Because of the utter devastation that will engulf the entire world an interview would be virtually impossible; moreover, by God’s mercy, I don’t plan on being here.

That’s some serious confidence. And I guess we should believe him when he says there is nothing more important than getting this message out (after all, that’s why God allowed us to figure out the date, they say, thus the ubiquitous billboards and signs, and all the statements about how they need to “warn the world at large”). But the fact remains that, for decades, Harold Camping and Family Radio have been buying up commercial radio broadcasting frequencies in major markets like New York, Philadelphia, and Washington. These FCC broadcasting licenses are easily worth millions of dollars. If Camping wanted to sell them, he could. He would have buyers lined up across the country. And if he is right about the Rapture and ensuing “utter devastation” on its heels — if an online interview will be virtually impossible for von Harringa — won’t these licenses and frequencies also be useless after May 21? Won’t radio broadcasts be fairly difficult during an apocalypse?

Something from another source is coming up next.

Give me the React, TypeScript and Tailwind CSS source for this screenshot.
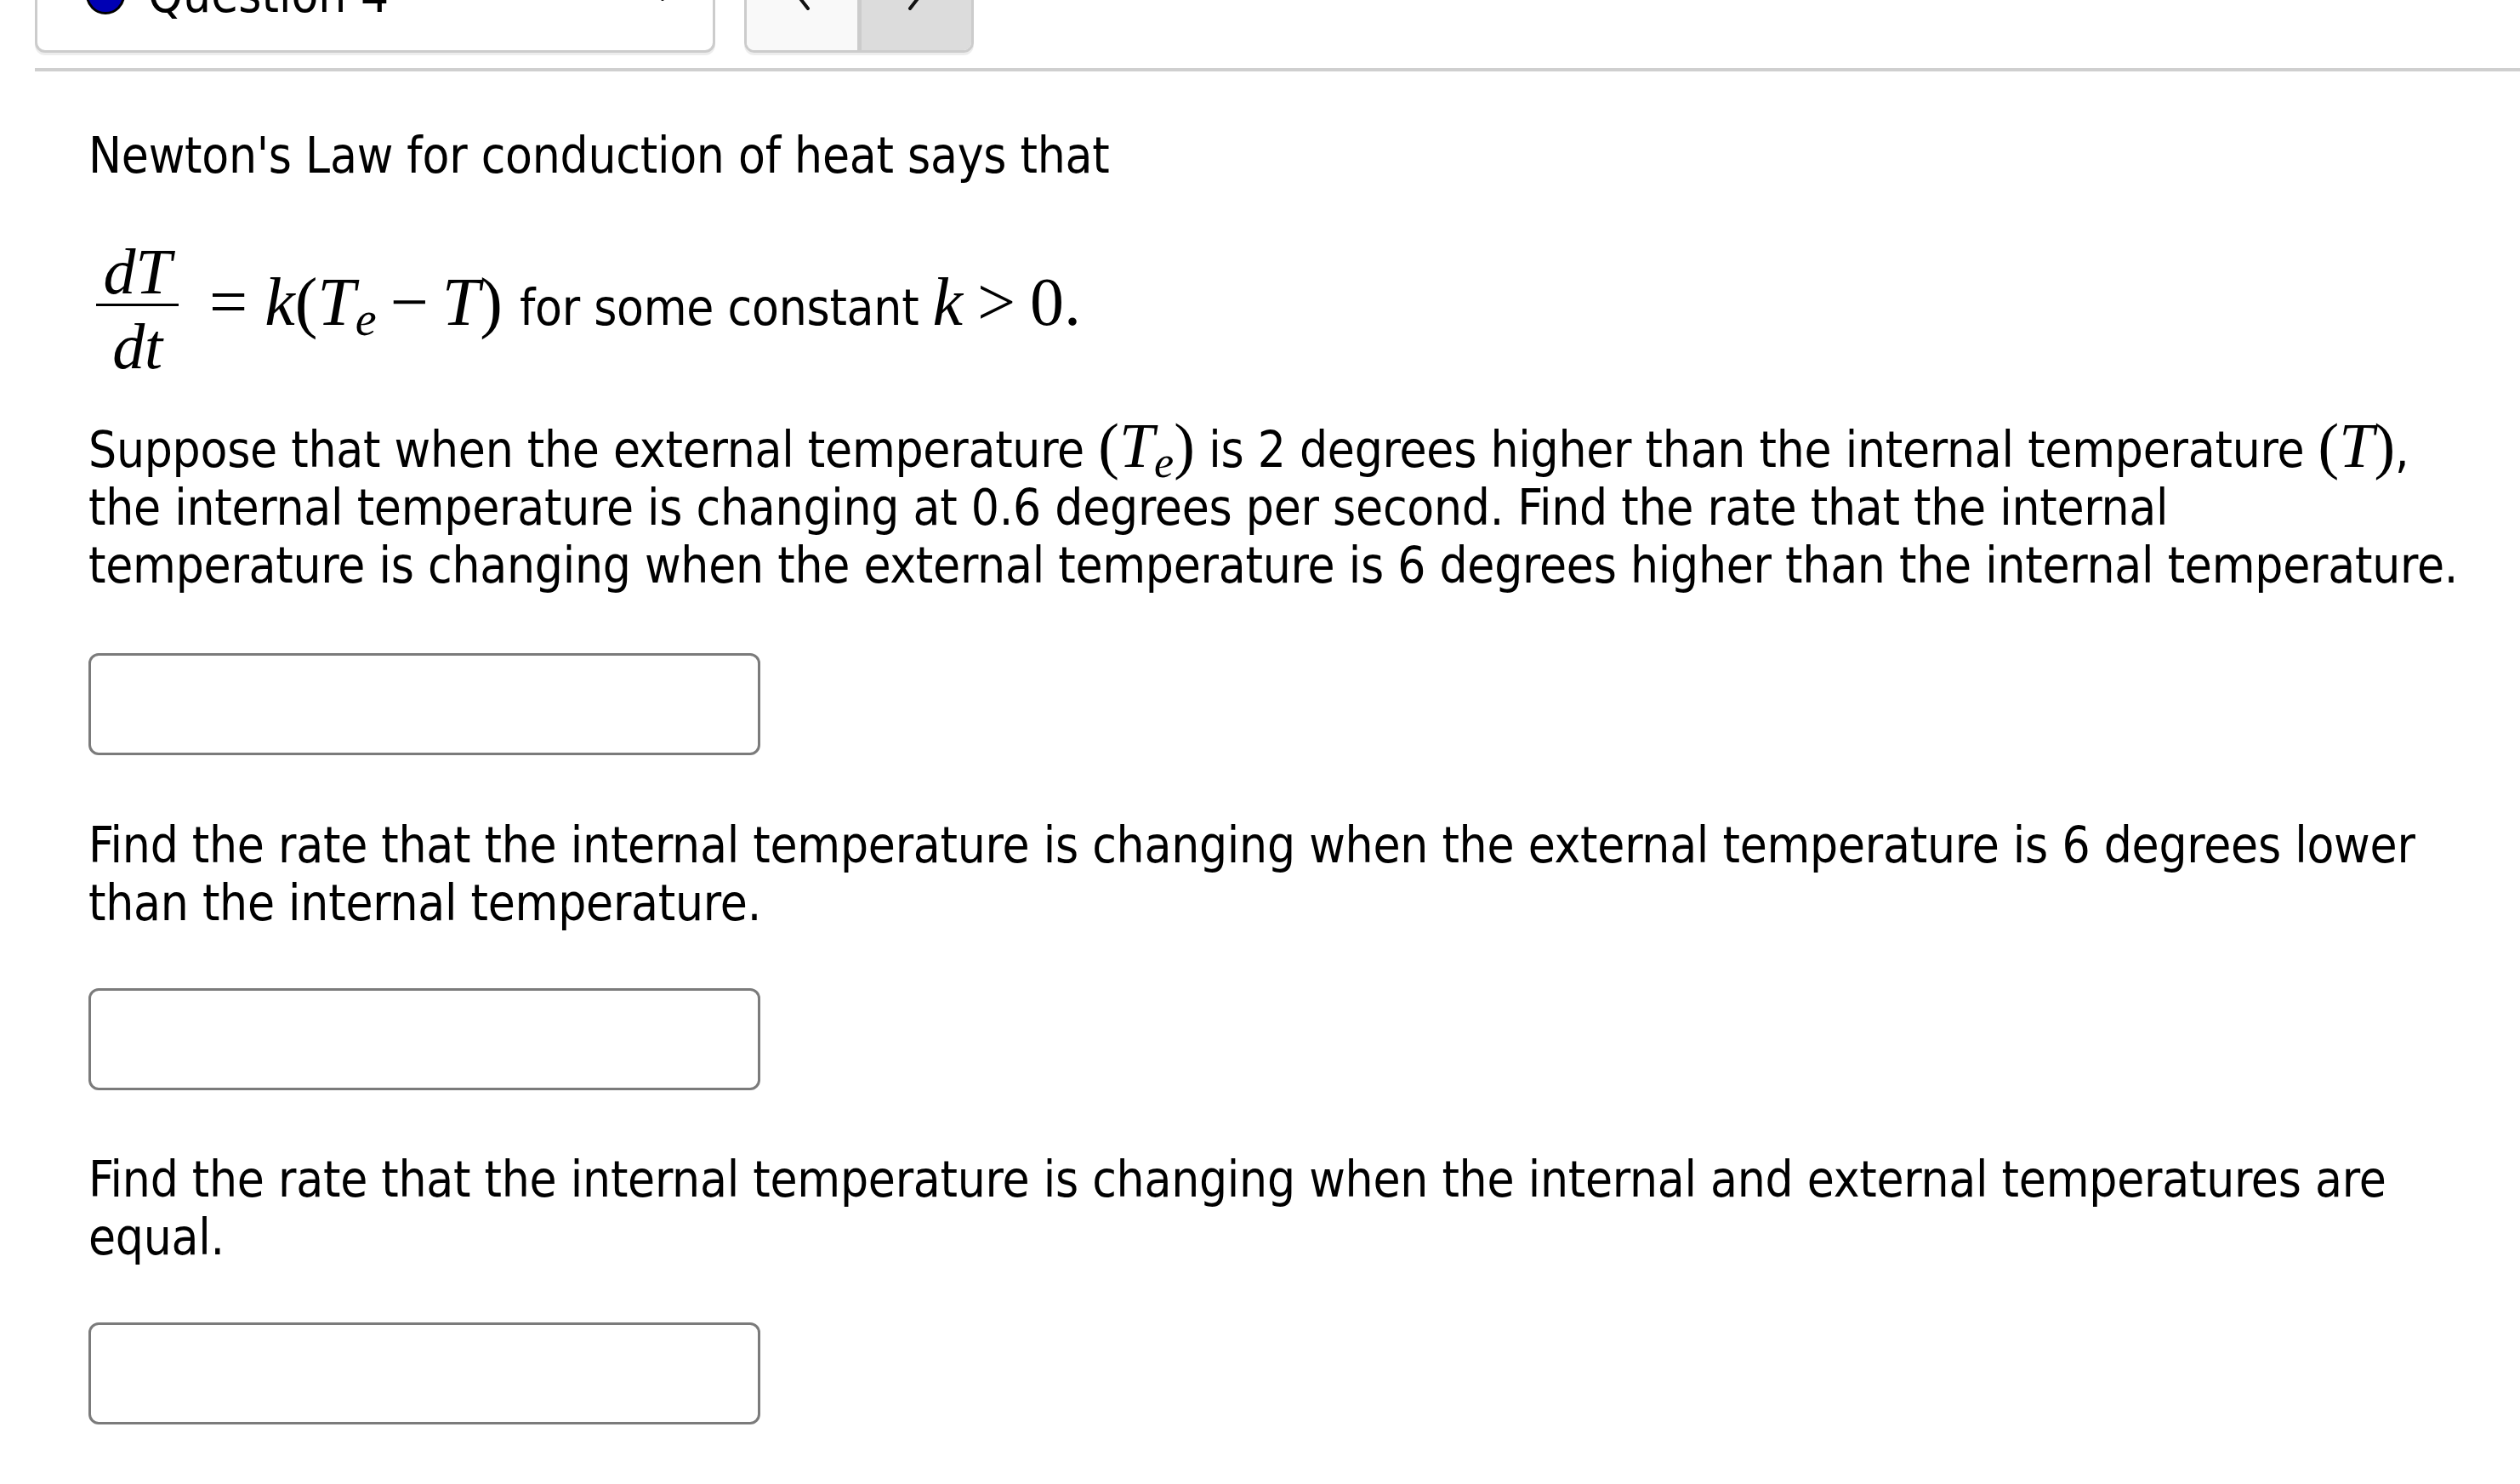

So why is he keeping them? Wouldn’t those potential millions go a long way in spreading his doomsday message, in a last-ditch effort of billboards and bus benches and bumper stickers? Is it more important to warn the world or to retain his radio empire? Any chance he thinks he might still need those licenses on May 22?

Let me go on the record by saying: Yes. Of course, he will.

This is why: Since the time of Christ, there have been thousands and thousands of predictions of the end of the world. None of them have been correct. NONE. Zero-for-thousands is a horrible batting average, and to think YOU are the only one who’ll be correct, in all the history of mankind, is the Mt. Everest of arrogance.